*** DATA TO PROCESS ***

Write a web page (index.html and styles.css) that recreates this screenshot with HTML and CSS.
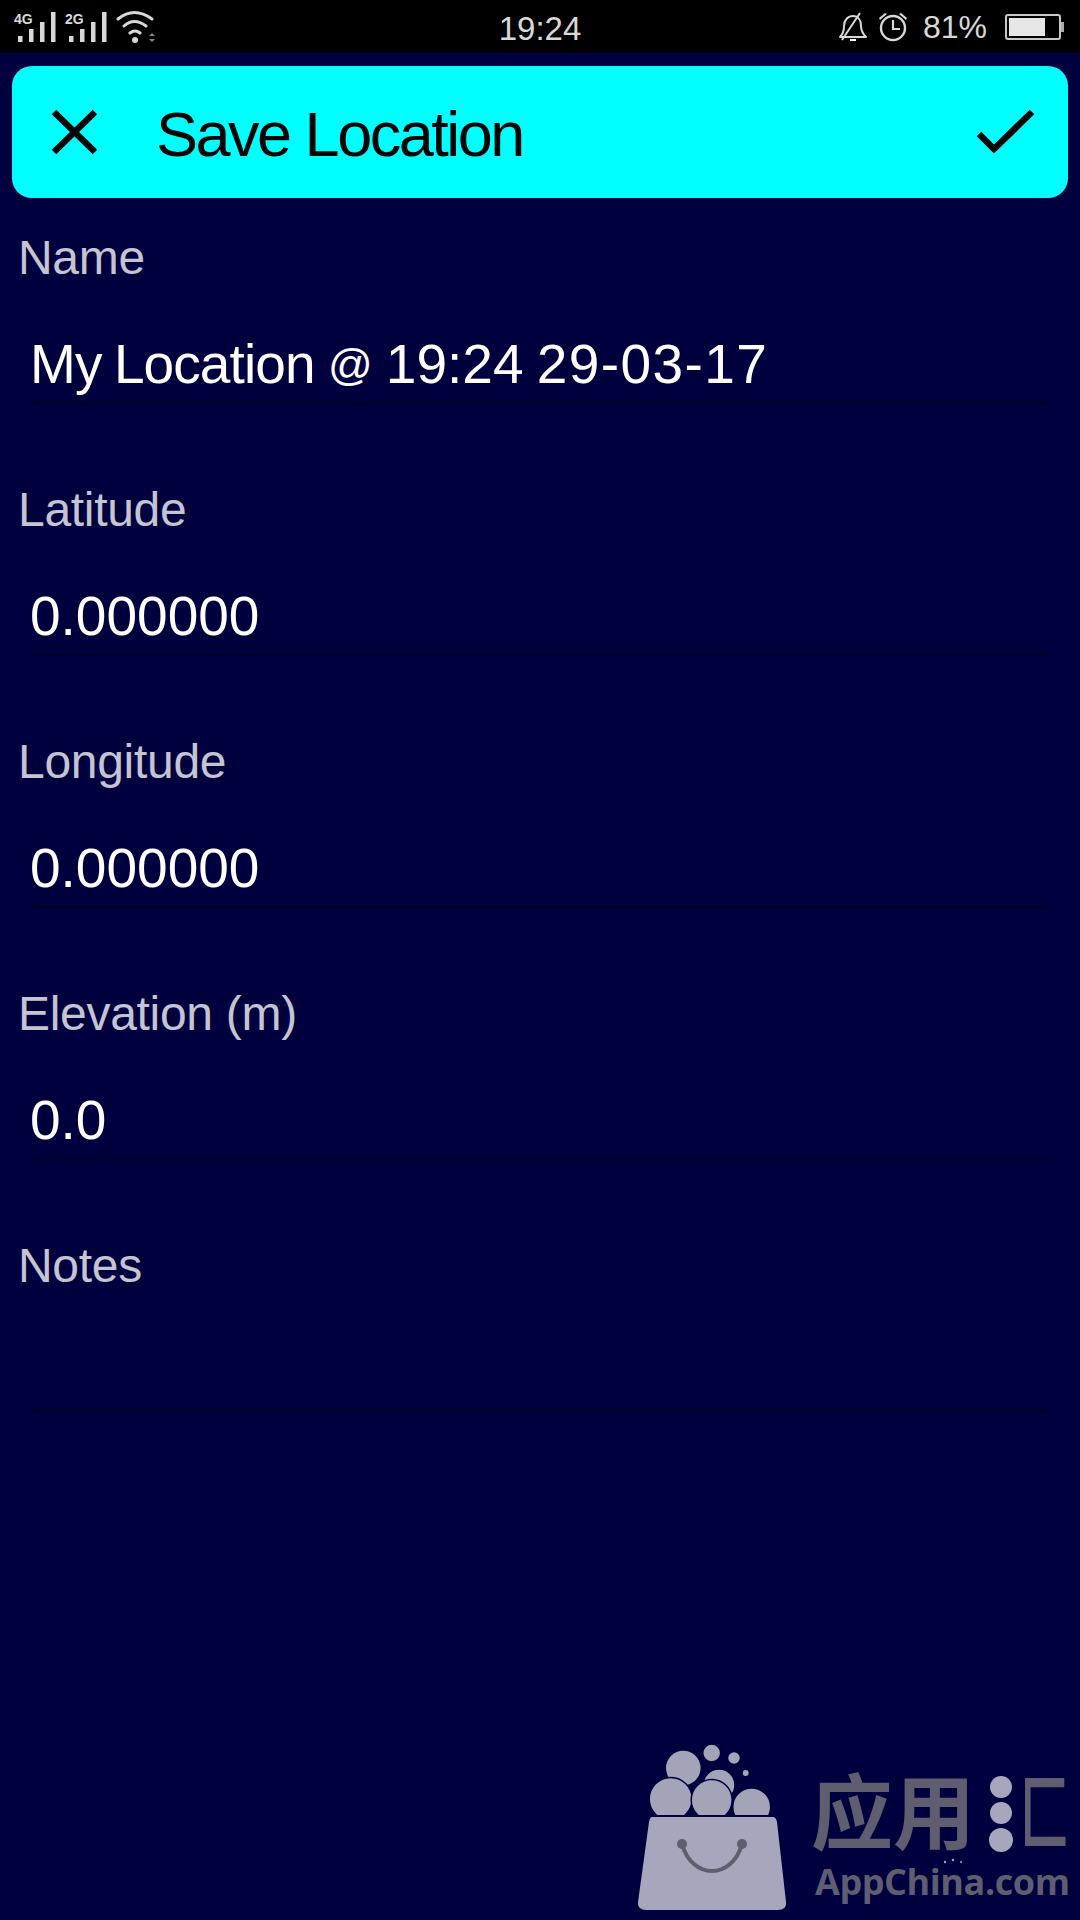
FILE: index.html
```html
<!DOCTYPE html>
<html lang="en">
<head>
  <meta charset="UTF-8">
  <meta name="viewport" content="width=device-width, initial-scale=1.0">
  <title>Save Location</title>
  <link rel="stylesheet" href="styles.css">
</head>
<body>

<div class="statusbar">
  <div class="status-left">
    <svg class="signal" width="44" height="34" viewBox="0 0 44 34">
      <text x="0" y="13" class="net-label">4G</text>
      <path d="M4 25h4.500v6H4zM15 18h4.500v13H15zM26 11h4.500v20H26zM37 1h4.500v30H37z" fill="#d8d8d8"/>
    </svg>
    <svg class="signal" width="44" height="34" viewBox="0 0 44 34">
      <text x="0" y="13" class="net-label">2G</text>
      <path d="M4 25h4.500v6H4zM15 18h4.500v13H15zM26 11h4.500v20H26zM37 1h4.500v30H37z" fill="#d8d8d8"/>
    </svg>
    <svg class="wifi" width="42" height="36" viewBox="0 0 42 36">
      <path d="M2 10Q18 -3 36 10M8 17Q18 8 30 17M14 24Q19 20 24 24" fill="none" stroke="#d8d8d8" stroke-width="3" stroke-linecap="round"/>
      <circle cx="19" cy="31" r="3" fill="#d8d8d8"/>
      <path d="M33 27l3-3 3 3zM33 30l3 3 3-3z" fill="#888"/>
    </svg>
  </div>
  <div class="status-time">19:24</div>
  <div class="status-right">
    <svg width="30" height="32" viewBox="0 0 30 32">
      <path d="M2 26c3-3 4-6 4-11 0-6 4-10 9-10s8 4 8 10c0 5 2 8 5 11z" fill="none" stroke="#d8d8d8" stroke-width="2" stroke-linejoin="round"/>
      <path d="M4 29L22 2" stroke="#d8d8d8" stroke-width="2"/>
      <path d="M12 29h6" stroke="#fff" stroke-width="2"/>
    </svg>
    <svg class="alarm" width="30" height="32" viewBox="0 0 30 32">
      <circle cx="15" cy="17" r="12" fill="none" stroke="#d8d8d8" stroke-width="2.4"/>
      <path d="M15 9v9h7" fill="none" stroke="#d8d8d8" stroke-width="2.2"/>
      <path d="M1 7l6-5 2 1-7 6zM29 7l-6-5-2 1 7 6z" fill="#d8d8d8"/>
    </svg>
    <span class="battery-text">81%</span>
    <div class="battery"><div class="battery-level" style="width: 75%"></div></div>
    <div class="battery-nib"></div>
  </div>
</div>

<div class="toolbar">
  <svg class="toolbar-close" width="47" height="46" viewBox="0 0 47 46">
    <path d="M3 3L44 43M44 3L3 43" fill="none" stroke="#050505" stroke-width="6.5"/>
  </svg>
  <h1 class="toolbar-title">Save Location</h1>
  <svg class="toolbar-done" width="60" height="46" viewBox="0 0 60 46">
    <path d="M3 25L18 40L56 3" fill="none" stroke="#050505" stroke-width="6.5"/>
  </svg>
</div>

<form class="form">
  <div class="field">
    <label class="field-label">Name</label>
    <div class="field-value name-value"><span class="tight">My Location</span> <span class="small-at">@</span> 19:24 <span class="wide">29-03-17</span></div>
  </div>
  <div class="field">
    <label class="field-label">Latitude</label>
    <div class="field-value">0.000000</div>
  </div>
  <div class="field">
    <label class="field-label">Longitude</label>
    <div class="field-value">0.000000</div>
  </div>
  <div class="field">
    <label class="field-label">Elevation (m)</label>
    <div class="field-value">0.0</div>
  </div>
  <div class="field">
    <label class="field-label">Notes</label>
    <div class="field-value"></div>
  </div>
</form>

<!-- site watermark, sits over the bottom corner -->
<svg class="watermark" width="460" height="190" viewBox="0 0 460 190">
  <defs>
    <clipPath id="bubble-clip"><rect x="0" y="0" width="200" height="85"/></clipPath>
  </defs>
  <g fill="#a4a4b8" stroke="#00003f" stroke-width="1.5" clip-path="url(#bubble-clip)">
    <circle cx="91.7" cy="23" r="9"/>
    <circle cx="114" cy="28" r="6.500"/>
    <circle cx="125.700" cy="43" r="3.700"/>
    <circle cx="63.300" cy="38" r="18"/>
    <circle cx="99" cy="55" r="16"/>
    <circle cx="131.700" cy="77" r="19"/>
    <circle cx="50.700" cy="69" r="21.500"/>
    <circle cx="91.700" cy="70" r="20.500"/>
  </g>
  <path d="M32 87H153Q156 87 157 92L166 172Q167 180 158 180H27Q17 180 18 172L29 92Q30 87 32 87z" fill="#a6a6bc"/>
  <path d="M62 114C72 150 112 150 122 114" fill="none" stroke="#5e5e70" stroke-width="4"/>
  <circle cx="62" cy="114" r="5" fill="#5e5e70"/>
  <circle cx="122" cy="114" r="5" fill="#5e5e70"/>
  <text x="191" y="113" class="wm-cjk">应用</text>
  <text transform="translate(400 113) scale(0.6 1)" class="wm-cjk">匚</text>
  <g fill="#a6a6bc">
    <circle cx="381" cy="57" r="11"/>
    <circle cx="381" cy="83" r="11"/>
    <circle cx="381" cy="110" r="12"/>
    <circle cx="325" cy="132" r="1.200"/>
    <circle cx="333" cy="130" r="1.200"/>
    <circle cx="341" cy="132" r="1"/>
  </g>
  <text x="195" y="165" class="wm-latin" textLength="255">AppChina.com</text>
</svg>

</body>
</html>
```

FILE: styles.css
```css
body {
    font-family: "Liberation Sans", Arial, sans-serif;
    margin: 0;
    padding: 0;
    width: 1080px;
    height: 1920px;
    overflow: hidden;
    position: relative;
    background: #00003f;
}

/* status bar */
.statusbar {
    display: grid;
    grid-template-columns: 1fr auto 1fr;
    align-items: center;
    height: 53px;
    background: #000;
    color: #d8d8d8;
}

.status-left {
    display: flex;
    align-items: center;
    gap: 7px;
    padding-left: 14px;
}

.signal {
    margin-top: 2px;
}

.net-label {
    font-size: 14px;
    font-weight: bold;
    fill: #d8d8d8;
}

.status-time {
    font-size: 33px;
    margin-top: 4px;
}

.status-right {
    display: flex;
    align-items: center;
    justify-content: flex-end;
    padding-right: 16px;
}

.alarm {
    margin-left: 10px;
}

.battery-text {
    font-size: 32px;
    margin-left: 15px;
    margin-top: 2px;
}

.battery {
    box-sizing: border-box;
    width: 56px;
    height: 26px;
    margin-left: 18px;
    border: 2px solid #c8c8c8;
    border-radius: 3px;
    padding: 2px;
}

.battery-level {
    height: 100%;
    background: #e6e6e6;
}

.battery-nib {
    width: 3px;
    height: 10px;
    background: #aaa;
}

/* toolbar */
.toolbar {
    display: flex;
    align-items: center;
    height: 132px;
    margin: 13px 12px 0;
    padding: 0 32px 0 39px;
    background: #00ffff;
    border-radius: 20px;
}

.toolbar-title {
    flex: 1;
    margin: 3px 0 0 58px;
    font-size: 63px;
    font-weight: normal;
    letter-spacing: -2.5px;
    color: #050505;
}

/* form */
.form {
    padding-top: 30px;
}

.field {
    height: 252px;
    box-sizing: border-box;
}

.field-label {
    display: block;
    margin-left: 18px;
    font-size: 48px;
    line-height: 60px;
    letter-spacing: -0.3px;
    color: #c4c4d2;
}

.field-value {
    box-sizing: border-box;
    height: 108px;
    margin: 8px 30px 0;
    padding-top: 36px;
    font-size: 55px;
    line-height: 64px;
    color: #fff;
    border-bottom: 2px solid #000026;
}

/* the name value runs narrower on letters, wider on digits */
.name-value {
    word-spacing: -2px;
}

.tight {
    letter-spacing: -0.9px;
}

.small-at {
    font-size: 44px;
    vertical-align: 3px;
}

.wide {
    letter-spacing: 1.4px;
}

/* watermark */
.watermark {
    position: absolute;
    left: 620px;
    top: 1730px;
}

.wm-cjk {
    font-family: "Noto Sans CJK SC", sans-serif;
    font-size: 82px;
    font-weight: bold;
    fill: #5e5e70;
}

.wm-latin {
    font-family: "Open Sans", sans-serif;
    font-size: 36px;
    font-weight: bold;
    fill: #5e5e70;
}
```
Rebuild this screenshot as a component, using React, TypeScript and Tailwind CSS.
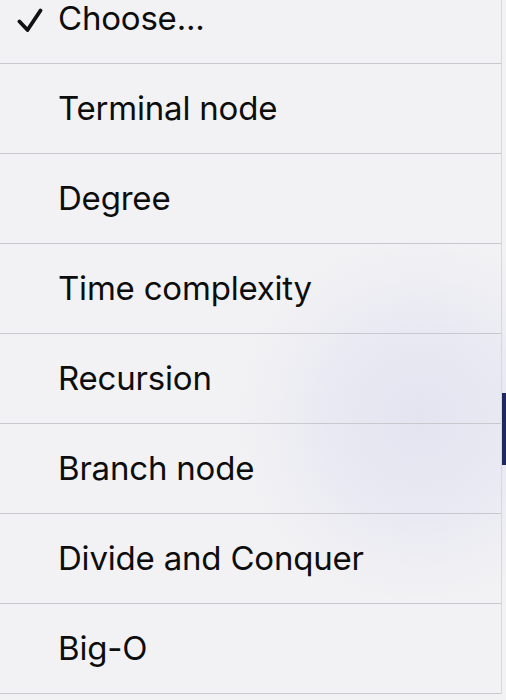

***

## THE PROBLEM:
Each line in the data that holds the string "styles" should be found and copied.

## FULL OUTPUT:
Write a web page (index.html and styles.css) that recreates this screenshot with HTML and CSS.
  <link rel="stylesheet" href="styles.css">
FILE: styles.css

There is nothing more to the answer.